Based on the T₂-weighted images, no sign of hemorrhage in the targeted region was detected (figures 7(d) and (e)). However, MRI alone cannot constitute a safety assessment method of the FUS-induced BBB opening since the MR image resolution is not adequate to depict extravasated erythrocytes. In addition, no red blood cell extravasations were found near or far from the targeted vessels of the hippocampal area in all six mice (figures 7(f)–(i), indicating that no macroscopic anatomical damage occurred during FUS.

Lastly, in this study intraperitoneal (IP) Gd-DTPA administration was used due to its associated longer persistence times affording dynamic acquisitions at critically higher image quality and lower temporal resolution. However, when large tracer volumes are absorbed by the intravascular space, blood increases significantly its T₁ and T₂ relaxivity, which results in vessel darkening (T₂^*effect). These changes may affect the Gd-DTPA concentration measurements and consequently, the K_trans estimation. Intravenous (IV) administration may lead to more accurate Gd-DTPA concentration measurements from the signal intensity changes since the smaller tracer boluses do not massively affect the relaxation properties of the intravascular space. However, IV catheterization is notoriously difficult in mice and requires very high temporal resolution. Several attempts to use heparinized and non-heparinized MR-compatible catheters in the tail or femoral vein resulted in the creation of clots, scars or excessive bleeding especially after the vertical positioning of the mouse inside the MRI bore. An optimization of the catheterization technique will be carried out in future studies, which will allow the quantitative permeability comparison of the FUS-induced BBB opening with other BBB opening techniques.

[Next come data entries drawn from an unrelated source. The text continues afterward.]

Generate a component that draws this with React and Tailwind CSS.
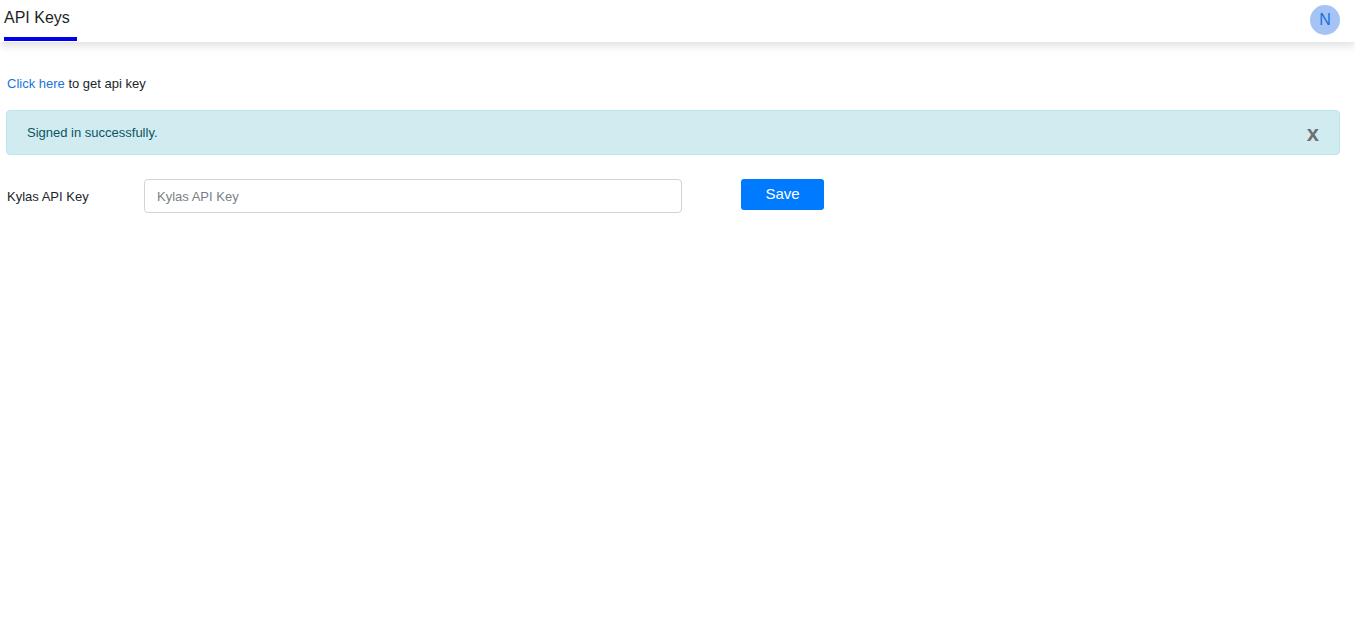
import React, { useState } from 'react';

const App = () => {
    const [apiKey, setApiKey] = useState('');
    const [showAlert, setShowAlert] = useState(true);

    return (
        <div className="min-h-screen bg-white font-['Liberation_Sans',Arial,sans-serif] text-[#212529]">
            {/* Cabeçalho */}
            <header className="h-[42px] flex items-start justify-between bg-white shadow-[0_4px_8px_rgba(0,0,0,0.12)]">
                <div className="ml-[4px] h-[42px] flex flex-col justify-between">
                    <span className="pt-[8px] pr-[8px] text-[16px] leading-[20px] text-[#1f1f1f]">API Keys</span>
                    <div className="h-[4px] mb-[1px] w-[73px] bg-[#0000ee]" />
                </div>
                <div className="mt-[5px] mr-[15px] w-[30px] h-[30px] rounded-full bg-[#a5c3f5] flex items-center justify-center text-[16px] text-[#1a6fe0]">
                    N
                </div>
            </header>

            <main className="pl-[6px] pr-[15px]">
                <p className="mt-[34px] pl-[1px] text-[13px] leading-[16px] text-[#212529]">
                    <a href="#" className="text-[#1a73d9]">Click here</a> to get api key
                </p>

                {showAlert && (
                    <div className="mt-[18px] h-[45px] flex items-start justify-between bg-[#d1ecf1] border border-[#bee5eb] rounded-[4px] pl-[20px] pr-[20px] text-[#0c5460]">
                        <span className="pt-[14px] text-[13px] leading-[16px]">Signed in successfully.</span>
                        <button
                            type="button"
                            onClick={() => setShowAlert(false)}
                            className="mt-[13px] text-[22px] leading-[20px] font-bold text-[#707070]"
                        >
                            x
                        </button>
                    </div>
                )}

                <div className="mt-[24px] flex items-start">
                    <label className="w-[138px] pl-[1px] pt-[10px] text-[13px] leading-[16px] text-[#212529]">Kylas API Key</label>
                    <input
                        type="text"
                        value={apiKey}
                        onChange={(e) => setApiKey(e.target.value)}
                        placeholder="Kylas API Key"
                        className="w-[538px] h-[34px] px-[12px] border border-[#ced4da] rounded-[4px] text-[13px] text-[#495057] placeholder-[#7a7f85] outline-none"
                    />
                    <button
                        type="button"
                        className="ml-[59px] w-[83px] h-[31px] bg-[#007bff] rounded-[3px] text-white text-[15px]"
                    >
                        Save
                    </button>
                </div>
            </main>
        </div>
    );
};

export default App;
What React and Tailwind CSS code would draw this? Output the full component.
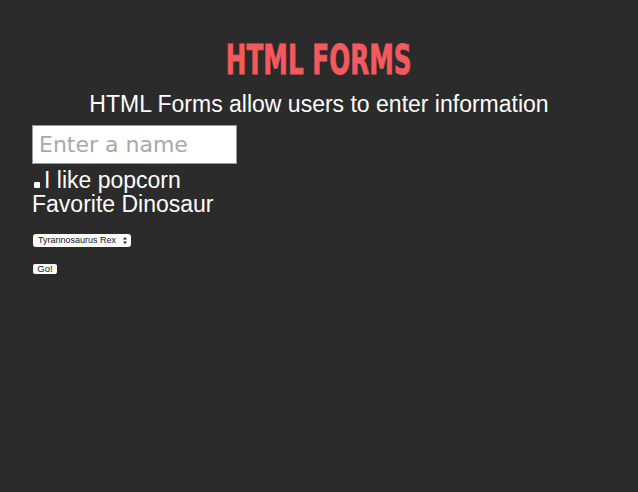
export default function App() {
  return (
    <div className="min-h-[492px] w-full bg-[#2b2b2b] text-white" style={{ fontFamily: '"Liberation Sans", Arial, sans-serif' }}>
      <div className="pt-[38px] flex flex-col">
        <h1 className="text-center text-[#f25a5e] font-bold text-[41px] leading-[44px]">
          <span
            className="inline-block scale-x-[0.67] origin-center [-webkit-text-stroke:0.8px_#f25a5e]"
            style={{ fontFamily: '"DejaVu Sans Condensed", "Liberation Sans", sans-serif' }}
          >
            HTML FORMS
          </span>
        </h1>
        <p className="text-center text-[23px] leading-[26px] mt-[9px]">HTML Forms allow users to enter information</p>
        <form className="px-[32px] mt-[8px] flex flex-col items-start">
          <input
            type="text"
            placeholder="Enter a name"
            className="w-[205px] h-[39px] bg-white border border-[#999] px-[6px] text-[22px] text-black placeholder:text-[#a9a9a9] outline-none"
            style={{ fontFamily: '"DejaVu Sans", sans-serif' }}
          />
          <label className="flex items-end text-[23px] leading-[24px] mt-[4px]">
            <span className="w-[6px] h-[6px] bg-white rounded-[1px] ml-[2px] mb-[4px] mr-[4px]" />
            I like popcorn
          </label>
          <div className="text-[23px] leading-[24px]">Favorite Dinosaur</div>
          <div className="mt-[18px] flex items-center h-[13px] w-[98px] bg-white rounded-[3px] text-[#111] text-[9px] pl-[5px] pr-[4px] justify-between ml-[1px] whitespace-nowrap">
            <span>Tyrannosaurus Rex</span>
            <svg width="4" height="7" viewBox="0 0 4 7" className="fill-[#222]">
              <path d="M0 2.6 L2 0 L4 2.6 Z" />
              <path d="M0 4.4 L2 7 L4 4.4 Z" />
            </svg>
          </div>
          <button type="button" className="mt-[17px] ml-[1px] h-[10px] w-[24px] bg-white rounded-[2px] text-[#111] text-[9.5px] leading-none">Go!</button>
        </form>
      </div>
    </div>
  );
}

In order to investigate the permeability changes after BBB opening at different acoustic pressures and microbubble sizes (Choi et al 2010), a more extensive study is ongoing in a series of mice sonicated at different FUS parameters so as to assess the effect of our BBB opening technique on its permeability and efficacy in drug delivery. In addition, simulations and ex vivo experiments with primate and human skulls are ongoing, in order to assess the feasibility of our technique in larger sized brains and thicker skulls (Deffieux and Konofagou 2010).

5. Conclusion

In this study, we investigated the effect of FUS-induced BBB opening on the microvascular permeability of the mouse hippocampus. Sequential DCE-MR images were processed using two pharmacokinetic models in order to determine the transfer rate constants in six mice. The parametric maps showed that the K_trans in the proximity of the targeted region reached 0.02 min⁻¹ for GKM and 0.03 min⁻¹ for RRM, at least two orders of magnitude higher than that in the contra-lateral, non-sonicated region of the mouse brain (0 and 8.5 × 10⁻⁴ min⁻¹ respectively). Localized measurements of permeability were obtained in specified volumes of interest within the hippocampus, showing that K_trans in the EES varied between 0.01–0.044 min⁻¹ (GKM) and 0.016–0.061 min⁻¹ (RRM). The results using the two kinetic models showed excellent correlation (R² = 0.97) but poorer agreement. However, the poor concentration fits of RRM suggest that it may be less accurate than GKM, making GKM more suitable for permeability estimation. The K_trans values were found to depend upon a series of parameters including those of the DCE-MRI timing, the tracer kinetic model, but also the FUS target, the skull attenuation and the microbubble administration. Nevertheless, the comparison of the K_trans measurements between the sonicated and non-sonicated hippocampal regions displayed significant differences, which may support the assumption that the FUS technique holds great promise as a non-invasive, safe and efficacious drug delivery method for the treatment of Alzheimer’s, or other undertreated neurological diseases, by transiently and significantly increasing the BBB permeability.